Rather than relying entirely on internal ledgers, JPMorgan has chosen to represent fund shares as digital tokens on Ethereum. Investors receive these tokens directly to blockchain addresses, allowing ownership to exist outside the bank’s traditional systems while still operating within regulatory boundaries.

Access remains limited to qualified investors, and the fund is distributed through JPMorgan’s institutional liquidity platform. From the investor’s perspective, the experience mirrors existing cash-management workflows. Under the hood, however, settlement and record-keeping are being modernized.

Why Banks Care About Tokenization Now

For large financial institutions, tokenization is less about ideology and more about efficiency. Traditional settlement processes are slow, fragmented, and operationally expensive. By placing assets on-chain, transactions can be finalized faster, reconciliations simplified, and future integration with digital collateral systems made easier.

Public blockchains also introduce a degree of transparency and programmability that legacy systems struggle to match. For banks managing trillions of dollars, even small efficiency gains can translate into meaningful cost reductions over time.

Importantly, JPMorgan’s approach avoids radical disruption. The assets remain familiar, the regulatory framework unchanged, and investor eligibility tightly controlled. The innovation is confined to infrastructure.

A Broader Institutional Trend

JPMorgan is not alone in rethinking how financial products are issued and settled. Across global markets, banks, asset managers, and clearing institutions are exploring tokenization as a way to modernize market plumbing without rewriting the rules.

What sets this move apart is the choice of a public blockchain rather than a closed, private ledger. That decision suggests growing confidence that public networks can meet institutional standards when paired with appropriate controls.

It also raises longer-term questions. If money market funds can exist on-chain, what happens to other low-risk instruments such as collateral pools, repo agreements, or short-term credit products?

From Experiment to Integration

Tokenization has often been discussed as a future concept.
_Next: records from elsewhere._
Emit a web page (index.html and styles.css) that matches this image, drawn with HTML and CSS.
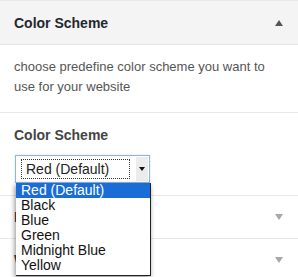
FILE: index.html
```html
<!DOCTYPE html>
<html lang="en">
<head>
    <meta charset="UTF-8">
    <title>Color Scheme</title>
    <link rel="stylesheet" href="styles.css">
</head>
<body>
    <div class="panel">
        <div class="panel-header">
            <div class="panel-title">Color Scheme</div>
            <span class="arrow arrow-up"></span>
        </div>

        <div class="panel-desc">choose predefine color scheme you want to use for your website</div>

        <div class="field">
            <div class="field-label">Color Scheme</div>
            <div class="select-wrap">
                <div class="select">
                    <div class="select-value">Red (Default)</div>
                    <div class="select-btn"><span class="caret"></span></div>
                </div>
                <ul class="select-list">
                    <li class="selected">Red (Default)</li>
                    <li>Black</li>
                    <li>Blue</li>
                    <li>Green</li>
                    <li>Midnight Blue</li>
                    <li>Yellow</li>
                </ul>
            </div>
        </div>

        <div class="section">
            <div class="section-title">Layout</div>
            <span class="arrow arrow-down"></span>
        </div>
        <div class="section">
            <div class="section-title">Widgets</div>
            <span class="arrow arrow-down"></span>
        </div>
    </div>
</body>
</html>
```

FILE: styles.css
```css
* {
    margin: 0;
    padding: 0;
    box-sizing: border-box;
}

body {
    font-family: "Liberation Sans", Arial, sans-serif;
    background: #ffffff;
    color: #555;
}

.panel {
    width: 298px;
    border-top: 1px solid #e8e8e8;
}

.panel-header {
    height: 44px;
    display: flex;
    align-items: center;
    justify-content: space-between;
    padding: 0 15px 0 14px;
    background: #f4f4f4;
    border-bottom: 1px solid #e6e6e6;
}

.panel-title {
    font-size: 14px;
    font-weight: bold;
    color: #23282d;
}

.arrow {
    width: 0;
    height: 0;
    border-left: 4px solid transparent;
    border-right: 4px solid transparent;
}

.arrow-up {
    border-bottom: 6px solid #555;
    margin-top: 1px;
}

.arrow-down {
    border-top: 6px solid #a8a8a8;
}

.panel-desc {
    padding: 12px 20px 15px 14px;
    font-size: 13px;
    line-height: 20px;
    border-bottom: 1px solid #e8e8e8;
}

.field {
    padding: 14px 0 12px 15px;
    border-bottom: 1px solid #e8e8e8;
}

.field-label {
    font-size: 14px;
    font-weight: bold;
    color: #444;
    margin-left: -1px;
    margin-bottom: 12px;
}

.select-wrap {
    position: relative;
    width: 135px;
}

.select {
    height: 28px;
    display: flex;
    align-items: center;
    background: #fff;
    border: 1px solid #8fb4e0;
    box-shadow: 0 0 1px #9cc2ef;
    padding: 2px 1px 2px 5px;
}

.select-value {
    flex: 1;
    height: 20px;
    line-height: 18px;
    font-size: 14px;
    color: #222;
    padding-left: 4px;
    border: 1px dotted #333;
    margin-right: 6px;
}

.select-btn {
    width: 12px;
    height: 24px;
    background: #ececec;
    display: flex;
    align-items: center;
    justify-content: center;
}

.caret {
    width: 0;
    height: 0;
    border-left: 3px solid transparent;
    border-right: 3px solid transparent;
    border-top: 4px solid #111;
}

.select-list {
    position: absolute;
    top: 28px;
    left: 1px;
    width: 135px;
    list-style: none;
    background: #fff;
    border-right: 1px solid #222;
    border-bottom: 1px solid #222;
    box-shadow: -1px 2px 5px rgba(0, 0, 0, 0.45);
    padding-bottom: 2px;
}

.select-list li {
    font-size: 14px;
    line-height: 15px;
    color: #111;
    padding-left: 5px;
}

.select-list li.selected {
    background: #1a6dd6;
    color: #fff;
}

.section {
    height: 43px;
    display: flex;
    align-items: center;
    justify-content: space-between;
    padding: 0 15px 0 14px;
    border-bottom: 1px solid #e8e8e8;
}

.section-title {
    font-size: 14px;
    font-weight: bold;
    color: #444;
}
```
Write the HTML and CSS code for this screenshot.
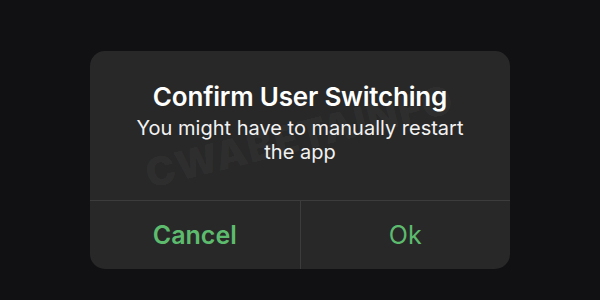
FILE: index.html
```html
<!DOCTYPE html>
<html>
<head>
<meta charset="utf-8">
<link rel="stylesheet" href="styles.css">
</head>
<body>
<div class="alert">
  <div class="watermark">CWABETAINFO</div>
  <div class="alert-body">
    <div class="alert-title">Confirm User Switching</div>
    <div class="alert-message">You might have to manually restart<br>the app</div>
  </div>
  <div class="alert-actions">
    <div class="action action-cancel">Cancel</div>
    <div class="action action-ok">Ok</div>
  </div>
</div>
</body>
</html>
```

FILE: styles.css
```css
html, body {
  margin: 0;
  padding: 0;
  background: #111113;
  width: 600px;
  height: 300px;
  overflow: hidden;
}
body {
  padding-top: 51px;
  box-sizing: border-box;
  font-family: Inter, "Noto Sans", sans-serif;
}
.alert {
  position: relative;
  width: 420px;
  height: 218px;
  margin: 0 auto;
  background: #282828;
  border-radius: 15px;
  overflow: hidden;
  display: flex;
  flex-direction: column;
}
.watermark {
  position: absolute;
  left: 56px;
  top: 100px;
  font-size: 40px;
  line-height: 48px;
  font-weight: 900;
  letter-spacing: 1px;
  color: rgba(255,255,255,0.035);
  transform: rotate(-14deg);
  transform-origin: left center;
  white-space: nowrap;
  pointer-events: none;
}
.alert-body {
  height: 149px;
  box-sizing: border-box;
  padding-top: 30px;
  text-align: center;
  color: #ffffff;
  position: relative;
}
.alert-title {
  font-size: 26px;
  font-weight: 600;
  line-height: 32px;
  letter-spacing: -0.2px;
}
.alert-message {
  margin-top: 3px;
  font-size: 20px;
  font-weight: 400;
  line-height: 24px;
  color: #f2f2f2;
}
.alert-actions {
  flex: 1;
  display: flex;
  border-top: 1px solid #3c3c3c;
  position: relative;
}
.action {
  flex: 1;
  display: flex;
  align-items: center;
  justify-content: center;
  color: #5dbb6e;
  font-size: 25px;
}
.action-cancel {
  font-weight: 600;
  border-right: 1px solid #3c3c3c;
}
.action-ok {
  font-weight: 400;
}
```
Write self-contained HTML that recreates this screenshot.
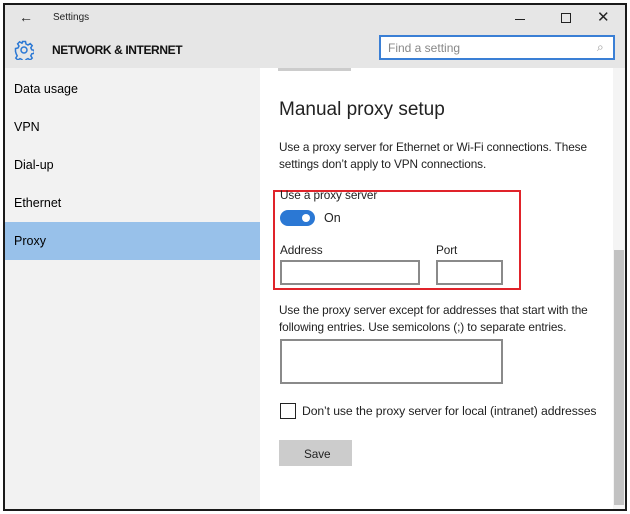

JPMorgan’s latest step reframes it as a present-day tool being applied to everyday finance. There is no fanfare, no radical new asset class, and no attempt to appeal to retail traders.

Instead, the strategy is incremental: start with the safest products, test the rails at scale, and expand functionality over time.

Whether this model becomes industry standard remains to be seen. But the direction is becoming harder to ignore. Blockchain technology is no longer knocking on the door of traditional finance. It is being quietly installed inside it.